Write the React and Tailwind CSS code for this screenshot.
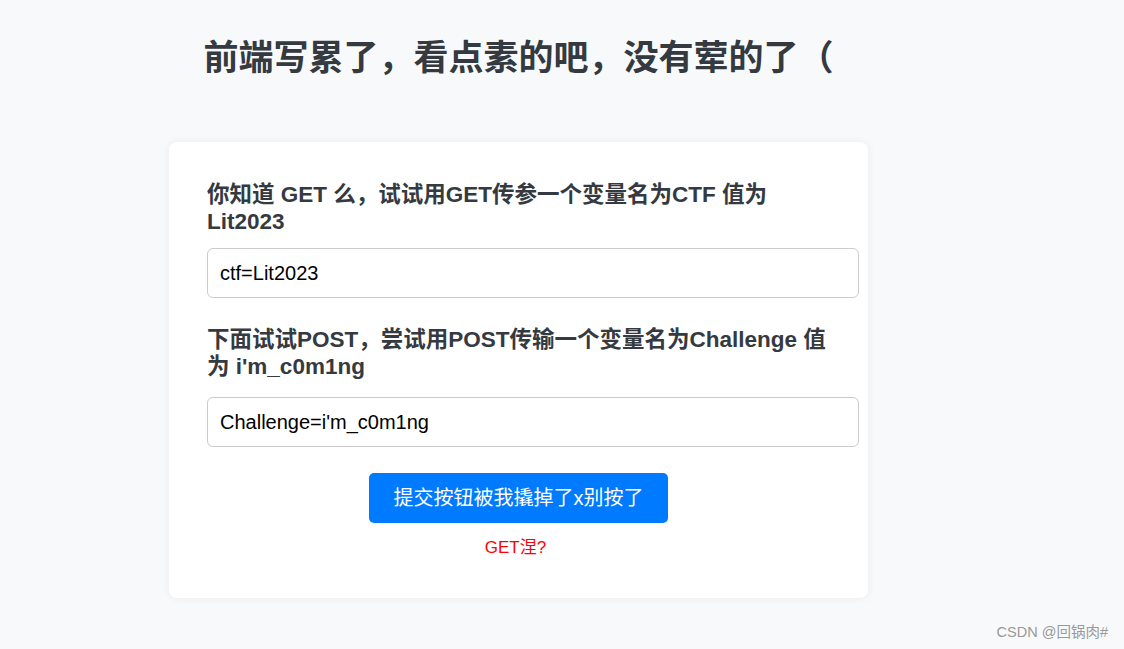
import React from 'react';

const font = { fontFamily: '"Liberation Sans", Arial, "Noto Sans CJK SC", sans-serif' };

export default function App() {
  return (
    <div className="relative min-h-screen bg-[#f8f9fa] text-[#343a40]" style={font}>
      <div className="ml-[169px] w-[699px] pt-[37px]">
        <h1 className="text-center text-[35px] font-bold leading-[42px] text-[#343a40]">
          前端写累了，看点素的吧，没有荤的了（
        </h1>

        <div className="mt-[63px] rounded-lg bg-white px-[38px] pt-[39px] pb-[39px] shadow-[0_0_10px_rgba(0,0,0,0.06)]">
          <form onSubmit={e => e.preventDefault()}>
            <label className="block text-[22.5px] font-bold leading-[27px] text-[#343a40]">
              你知道 GET 么，试试用GET传参一个变量名为CTF 值为 Lit2023
            </label>
            <input
              type="text"
              defaultValue="ctf=Lit2023"
              className="mt-[13px] block h-[50px] w-[652px] rounded-md border border-[#cccccc] bg-white px-3 text-[20px] text-black outline-none"
              style={font}
            />

            <label className="mt-[28px] block text-[22.5px] font-bold leading-[27px] text-[#343a40]">
              下面试试POST，尝试用POST传输一个变量名为Challenge 值为 i'm_c0m1ng
            </label>
            <input
              type="text"
              defaultValue="Challenge=i'm_c0m1ng"
              className="mt-[17px] block h-[50px] w-[652px] rounded-md border border-[#cccccc] bg-white px-3 text-[20px] text-black outline-none"
              style={font}
            />

            <div className="mt-[26px] flex justify-center">
              <button
                type="submit"
                className="h-[50px] w-[299px] rounded-[5px] bg-[#007bff] text-[20px] text-white"
              >
                提交按钮被我撬掉了x别按了
              </button>
            </div>
            <p className="mt-[14px] pr-[6px] text-center text-[17px] leading-[22px] text-[#ff0000]">GET涅?</p>
          </form>
        </div>
      </div>

      <div className="absolute right-[16px] top-[622px] text-[14.5px] text-[#999999]">CSDN @回锅肉#</div>
    </div>
  );
}
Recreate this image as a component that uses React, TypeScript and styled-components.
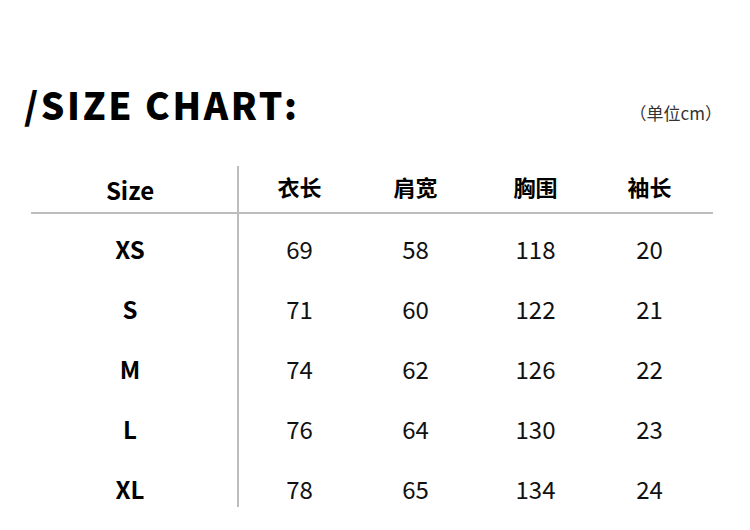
import React from 'react';
import styled, { createGlobalStyle } from 'styled-components';

const GlobalStyle = createGlobalStyle`
  html, body {
    margin: 0;
    padding: 0;
    background: #ffffff;
  }
  body {
    font-family: "Noto Sans CJK SC", "Noto Sans", sans-serif;
    color: #111;
  }
`;

const rows = [
  { size: 'XS', values: ['69', '58', '118', '20'] },
  { size: 'S', values: ['71', '60', '122', '21'] },
  { size: 'M', values: ['74', '62', '126', '22'] },
  { size: 'L', values: ['76', '64', '130', '23'] },
  { size: 'XL', values: ['78', '65', '134', '24'] },
];

const headers = ['衣长', '肩宽', '胸围', '袖长'];

const App = () => {
  return (
    <Page>
      <GlobalStyle />
      <TitleBar>
        <Title>/SIZE CHART:</Title>
        <Unit>（单位cm）</Unit>
      </TitleBar>

      <Table>
        <HeaderRow>
          <SizeCell $header>Size</SizeCell>
          {headers.map((h) => (
            <HeaderCell key={h}>{h}</HeaderCell>
          ))}
          <span />
        </HeaderRow>
        {rows.map((r) => (
          <BodyRow key={r.size}>
            <SizeCell>{r.size}</SizeCell>
            {r.values.map((v, i) => (
              <ValueCell key={i}>{v}</ValueCell>
            ))}
            <span />
          </BodyRow>
        ))}
      </Table>
    </Page>
  );
};

export default App;

// Styled Components
const Page = styled.div`
  width: 750px;
  height: 530px;
  padding-top: 86px;
  box-sizing: border-box;
  overflow: hidden;
`;

const TitleBar = styled.div`
  display: flex;
  justify-content: space-between;
  align-items: baseline;
  padding: 0 28px 0 24px;
`;

const Title = styled.h1`
  margin: 0;
  font-size: 37px;
  line-height: 36px;
  font-weight: 900;
  color: #000;
  letter-spacing: 2.6px;
`;

const Unit = styled.span`
  font-size: 17px;
  color: #333;
`;

const Table = styled.div`
  margin: 41px 37px 0 31px;
`;

const columns = '208px 121px 111px 129px 99px 1fr';

const HeaderRow = styled.div`
  display: grid;
  grid-template-columns: ${columns};
  grid-template-rows: 46px;
  height: 48px;
  box-sizing: border-box;
  border-bottom: 2px solid #bdbdbd;
`;

const BodyRow = styled.div`
  display: grid;
  grid-template-columns: ${columns};
  grid-template-rows: 60px;

  &:last-child {
    grid-template-rows: 53px;
  }
`;

const SizeCell = styled.div<{ $header?: boolean }>`
  box-sizing: border-box;
  border-right: 2px solid #bdbdbd;
  padding-right: 8px;
  text-align: center;
  font-weight: 700;
  font-size: 24px;
  color: #000;
  padding-top: ${(p) => (p.$header ? '0' : '10px')};
  line-height: ${(p) => (p.$header ? '48px' : '50px')};
`;

const HeaderCell = styled.div`
  text-align: center;
  font-weight: 700;
  font-size: 22px;
  line-height: 40px;
  color: #000;
`;

const ValueCell = styled.div`
  text-align: center;
  font-size: 24px;
  font-weight: 400;
  padding-top: 10px;
  line-height: 50px;
  color: #111;
`;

————————

■ **The request**
Each line of the data is to be duplicated exactly; pictures stay out of the copy.

■ **Final result**
Write the React and Tailwind CSS code for this screenshot.
import React from 'react';

const font = { fontFamily: '"Liberation Sans", Arial, "Noto Sans CJK SC", sans-serif' };

export default function App() {
  return (
    <div className="relative min-h-screen bg-[#f8f9fa] text-[#343a40]" style={font}>
      <div className="ml-[169px] w-[699px] pt-[37px]">
        <h1 className="text-center text-[35px] font-bold leading-[42px] text-[#343a40]">
          前端写累了，看点素的吧，没有荤的了（
        </h1>

        <div className="mt-[63px] rounded-lg bg-white px-[38px] pt-[39px] pb-[39px] shadow-[0_0_10px_rgba(0,0,0,0.06)]">
          <form onSubmit={e => e.preventDefault()}>
            <label className="block text-[22.5px] font-bold leading-[27px] text-[#343a40]">
              你知道 GET 么，试试用GET传参一个变量名为CTF 值为 Lit2023
            </label>
            <input
              type="text"
              defaultValue="ctf=Lit2023"
              className="mt-[13px] block h-[50px] w-[652px] rounded-md border border-[#cccccc] bg-white px-3 text-[20px] text-black outline-none"
              style={font}
            />

            <label className="mt-[28px] block text-[22.5px] font-bold leading-[27px] text-[#343a40]">
              下面试试POST，尝试用POST传输一个变量名为Challenge 值为 i'm_c0m1ng
            </label>
            <input
              type="text"
              defaultValue="Challenge=i'm_c0m1ng"
              className="mt-[17px] block h-[50px] w-[652px] rounded-md border border-[#cccccc] bg-white px-3 text-[20px] text-black outline-none"
              style={font}
            />

            <div className="mt-[26px] flex justify-center">
              <button
                type="submit"
                className="h-[50px] w-[299px] rounded-[5px] bg-[#007bff] text-[20px] text-white"
              >
                提交按钮被我撬掉了x别按了
              </button>
            </div>
            <p className="mt-[14px] pr-[6px] text-center text-[17px] leading-[22px] text-[#ff0000]">GET涅?</p>
          </form>
        </div>
      </div>

      <div className="absolute right-[16px] top-[622px] text-[14.5px] text-[#999999]">CSDN @回锅肉#</div>
    </div>
  );
}
Recreate this image as a component that uses React, TypeScript and styled-components.
import React from 'react';
import styled, { createGlobalStyle } from 'styled-components';

const GlobalStyle = createGlobalStyle`
  html, body {
    margin: 0;
    padding: 0;
    background: #ffffff;
  }
  body {
    font-family: "Noto Sans CJK SC", "Noto Sans", sans-serif;
    color: #111;
  }
`;

const rows = [
  { size: 'XS', values: ['69', '58', '118', '20'] },
  { size: 'S', values: ['71', '60', '122', '21'] },
  { size: 'M', values: ['74', '62', '126', '22'] },
  { size: 'L', values: ['76', '64', '130', '23'] },
  { size: 'XL', values: ['78', '65', '134', '24'] },
];

const headers = ['衣长', '肩宽', '胸围', '袖长'];

const App = () => {
  return (
    <Page>
      <GlobalStyle />
      <TitleBar>
        <Title>/SIZE CHART:</Title>
        <Unit>（单位cm）</Unit>
      </TitleBar>

      <Table>
        <HeaderRow>
          <SizeCell $header>Size</SizeCell>
          {headers.map((h) => (
            <HeaderCell key={h}>{h}</HeaderCell>
          ))}
          <span />
        </HeaderRow>
        {rows.map((r) => (
          <BodyRow key={r.size}>
            <SizeCell>{r.size}</SizeCell>
            {r.values.map((v, i) => (
              <ValueCell key={i}>{v}</ValueCell>
            ))}
            <span />
          </BodyRow>
        ))}
      </Table>
    </Page>
  );
};

export default App;

// Styled Components
const Page = styled.div`
  width: 750px;
  height: 530px;
  padding-top: 86px;
  box-sizing: border-box;
  overflow: hidden;
`;

const TitleBar = styled.div`
  display: flex;
  justify-content: space-between;
  align-items: baseline;
  padding: 0 28px 0 24px;
`;

const Title = styled.h1`
  margin: 0;
  font-size: 37px;
  line-height: 36px;
  font-weight: 900;
  color: #000;
  letter-spacing: 2.6px;
`;

const Unit = styled.span`
  font-size: 17px;
  color: #333;
`;

const Table = styled.div`
  margin: 41px 37px 0 31px;
`;

const columns = '208px 121px 111px 129px 99px 1fr';

const HeaderRow = styled.div`
  display: grid;
  grid-template-columns: ${columns};
  grid-template-rows: 46px;
  height: 48px;
  box-sizing: border-box;
  border-bottom: 2px solid #bdbdbd;
`;

const BodyRow = styled.div`
  display: grid;
  grid-template-columns: ${columns};
  grid-template-rows: 60px;

  &:last-child {
    grid-template-rows: 53px;
  }
`;

const SizeCell = styled.div<{ $header?: boolean }>`
  box-sizing: border-box;
  border-right: 2px solid #bdbdbd;
  padding-right: 8px;
  text-align: center;
  font-weight: 700;
  font-size: 24px;
  color: #000;
  padding-top: ${(p) => (p.$header ? '0' : '10px')};
  line-height: ${(p) => (p.$header ? '48px' : '50px')};
`;

const HeaderCell = styled.div`
  text-align: center;
  font-weight: 700;
  font-size: 22px;
  line-height: 40px;
  color: #000;
`;

const ValueCell = styled.div`
  text-align: center;
  font-size: 24px;
  font-weight: 400;
  padding-top: 10px;
  line-height: 50px;
  color: #111;
`;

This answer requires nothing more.